I loved Hugh O’Conor’s film Corduroy (reviewed here) and having looked through his other works, alighted on this little gem, Spacemen Three. An American, a Russian and an Irishman head out to space on a rock-collecting mission but the Irishman is a last minute addition after the withdrawal of one of the team and as simple as it sounds, this comic film is mainly about how he rubs up the other two something rotten with his lack of experience and annoying habits. The casting is deliciously done too as all three actors are Irish, but Peter McDonald plays the American and Michael McElhatton takes on the Russian part as Pat Shortt mugs and grimaces as the troublemaking Irishman. Lots of fun.
A lo-fi indie flick of a short film, Rob and Valentyna in Scotland made waves at Sundance in 2010 and you can kinda see why, it wears its hipster credentials proudly and chugs merrily along its too cool for school way. But at over 20 minutes, it is a little bloated and IMHO is never quite as good as it seems to think it is. Eric Lynne and Robert Chester Smith’s story sees an American guy, Rob, travel to Europe to meet his Ukrainian cousin, Valentyna, and after attending a wedding in London where she is his plus one, they take a road trip to the Scottish highlands where they continue to get to know each other. Inexplicably though, it is filmed in a mockumentary style, with narration intruding at random points, and the film never really hits any genuine emotional notes in the manner of say Before Sunset/Sunrise/Midnight which it feels like it is trying to ape. A brief highlight is a cameo from the lovely Laura Main though.

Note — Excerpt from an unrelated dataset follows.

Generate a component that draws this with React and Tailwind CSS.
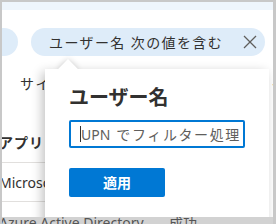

Based on Magnus Mills’ story of the same name, Alan Westaway and James Allen’s The Good Cop is 10 minutes of great fun, led by the inimitable Simon Kunz’s hilarious interviewer. Interrogating a suspect, Kunz’s ‘Cop’ struggles to make much impact on Allen’s ‘Man’ as his focus seems to be on the good side, bringing warm towels and chocolate on his various visits to the room. Why he keeps leaving slowly becomes obvious, building to a gently amusing finale and it’s all rather good fun.